## Work required
Copy out the lines that include the word "React".

## Data section

== == ==

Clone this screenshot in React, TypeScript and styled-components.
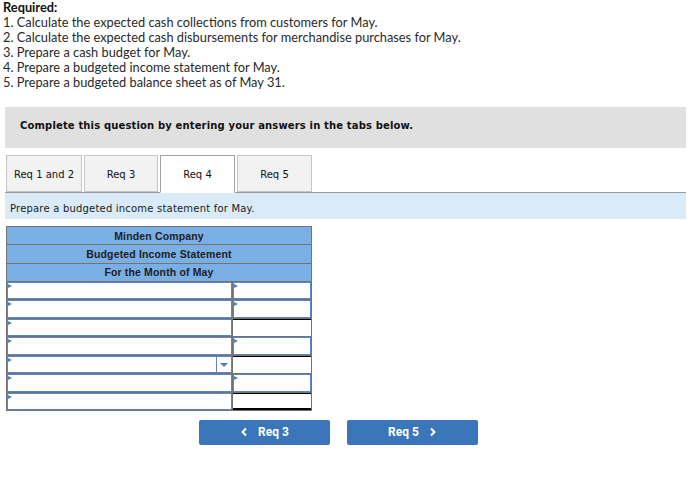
import React from 'react';
import styled, { createGlobalStyle } from 'styled-components';

const GlobalStyle = createGlobalStyle`
  html, body {
    margin: 0;
    padding: 0;
    background: #fff;
  }
  * {
    box-sizing: border-box;
  }
`;

const Page = styled.div`
  width: 696px;
  height: 480px;
  overflow: hidden;
  background: #fff;
`;

const Required = styled.div`
  padding: 0 0 0 3px;
  font-family: Lato, 'Liberation Sans', sans-serif;
  font-size: 12.8px;
  line-height: 15px;
  color: #2a2a2a;

  strong {
    font-weight: 700;
    color: #111;
  }
`;

const Content = styled.div`
  margin: 17px 10px 0 5px;
`;

const Notice = styled.div`
  height: 41px;
  background: #e0e0e0;
  display: flex;
  align-items: center;
  padding: 0 0 4px 15px;
  font-family: 'DejaVu Sans', Verdana, sans-serif;
  font-weight: 700;
  font-size: 10px;
  letter-spacing: 0.15px;
  color: #111;
`;

const TabRow = styled.div`
  margin-top: 7px;
  display: flex;
  gap: 2px;
  padding-left: 1px;
  border-bottom: 1px solid #9a9a9a;
  height: 38px;
`;

const Tab = styled.div<{ $active?: boolean; $w: number }>`
  width: ${p => p.$w}px;
  height: ${p => (p.$active ? '38px' : '37px')};
  display: flex;
  align-items: center;
  justify-content: center;
  padding-top: 1px;
  background: ${p => (p.$active ? '#fff' : '#f2f2f2')};
  border: 1px solid ${p => (p.$active ? '#a3a3a3' : '#c6c6c6')};
  border-bottom: 1px solid ${p => (p.$active ? '#fff' : '#c6c6c6')};
  margin-bottom: ${p => (p.$active ? '-1px' : '0')};
  font-family: 'DejaVu Sans', Verdana, sans-serif;
  font-size: 10px;
  color: #111;
`;

const Instruction = styled.div`
  height: 26px;
  background: #d9ebf8;
  display: flex;
  align-items: center;
  padding: 4px 0 0 5px;
  font-family: 'DejaVu Sans', Verdana, sans-serif;
  font-size: 10px;
  letter-spacing: 0.2px;
  color: #1a1a1a;
`;

const Table = styled.div`
  margin: 7px 0 0 1px;
  width: 306px;
  border: 1.5px solid #747474;
  background: #747474;
`;

const HeadRow = styled.div`
  height: 18.3px;
  background: #7aafe5;
  display: flex;
  align-items: center;
  justify-content: center;
  font-family: 'Liberation Sans', Arial, sans-serif;
  font-weight: 700;
  font-size: 10.5px;
  letter-spacing: 0.15px;
  color: #1d1d1d;
  border-bottom: 1.5px solid #747474;
`;

const BodyRow = styled.div`
  display: grid;
  grid-template-columns: 224.5px 1fr;
  column-gap: 1.5px;
  height: 18.5px;
  border-bottom: 1.5px solid #747474;

  &:last-child {
    border-bottom: none;
    height: 17px;
  }
`;

const Cell = styled.div<{ $rule?: 'top' | 'total' }>`
  background: #fff;
  border-top: ${p => (p.$rule ? '1px solid #000' : 'none')};
  border-bottom: ${p => (p.$rule === 'total' ? '2px solid #000' : 'none')};
`;

const Input = styled.div`
  height: 100%;
  border: 1px solid #5a87c4;
  background: #fff;
  position: relative;
  display: flex;
  justify-content: flex-end;

  &::before {
    content: '';
    position: absolute;
    left: 0;
    top: 1px;
    border-left: 4px solid #4a7fc4;
    border-top: 2.5px solid transparent;
    border-bottom: 2.5px solid transparent;
  }
`;

const SelectButton = styled.div`
  width: 15px;
  border-left: 1px solid #5a87c4;
  display: flex;
  align-items: center;
  justify-content: center;

  &::after {
    content: '';
    border-top: 4px solid #4a7fc4;
    border-left: 4px solid transparent;
    border-right: 4px solid transparent;
    margin-top: 1px;
  }
`;

const Nav = styled.div`
  margin-top: 9px;
  display: flex;
  justify-content: center;
  gap: 17px;
  padding-right: 14px;
`;

const NavButton = styled.button`
  width: 131px;
  height: 25px;
  border: none;
  border-radius: 2px;
  background: #3a76b9;
  color: #fff;
  display: flex;
  align-items: center;
  justify-content: center;
  gap: 10px;
  font-family: Roboto, 'Liberation Sans', sans-serif;
  font-weight: 700;
  font-size: 12px;
  padding: 0;
  cursor: pointer;
`;

const Chevron = ({ dir }: { dir: 'left' | 'right' }) => (
  <svg width="8" height="10" viewBox="0 0 8 10">
    <polyline
      points={dir === 'left' ? '6,1.5 2.5,5 6,8.5' : '2,1.5 5.5,5 2,8.5'}
      fill="none"
      stroke="#fff"
      strokeWidth="2"
    />
  </svg>
);

type RowSpec = { select?: boolean; right: 'input' | 'top' | 'total' };

const rows: RowSpec[] = [
  { right: 'input' },
  { right: 'input' },
  { right: 'top' },
  { right: 'input' },
  { select: true, right: 'top' },
  { right: 'input' },
  { right: 'total' },
];

const tabs = [
  { label: 'Req 1 and 2', w: 76 },
  { label: 'Req 3', w: 74 },
  { label: 'Req 4', w: 75, active: true },
  { label: 'Req 5', w: 75 },
];

export default function App() {
  return (
    <Page>
      <GlobalStyle />
      <Required>
        <strong>Required:</strong>
        <div>1. Calculate the expected cash collections from customers for May.</div>
        <div>2. Calculate the expected cash disbursements for merchandise purchases for May.</div>
        <div>3. Prepare a cash budget for May.</div>
        <div>4. Prepare a budgeted income statement for May.</div>
        <div>5. Prepare a budgeted balance sheet as of May 31.</div>
      </Required>
      <Content>
        <Notice>Complete this question by entering your answers in the tabs below.</Notice>
        <TabRow>
          {tabs.map(t => (
            <Tab key={t.label} $w={t.w} $active={t.active}>
              {t.label}
            </Tab>
          ))}
        </TabRow>
        <Instruction>Prepare a budgeted income statement for May.</Instruction>
        <Table>
          <HeadRow>Minden Company</HeadRow>
          <HeadRow>Budgeted Income Statement</HeadRow>
          <HeadRow>For the Month of May</HeadRow>
          {rows.map((r, i) => (
            <BodyRow key={i}>
              <Cell>
                <Input>{r.select && <SelectButton />}</Input>
              </Cell>
              {r.right === 'input' ? (
                <Cell>
                  <Input />
                </Cell>
              ) : (
                <Cell $rule={r.right} />
              )}
            </BodyRow>
          ))}
        </Table>
        <Nav>
          <NavButton>
            <Chevron dir="left" />
            Req 3
          </NavButton>
          <NavButton>
            Req 5
            <Chevron dir="right" />
          </NavButton>
        </Nav>
      </Content>
    </Page>
  );
}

== == ==

## Solution below
Clone this screenshot in React, TypeScript and styled-components.
import React from 'react';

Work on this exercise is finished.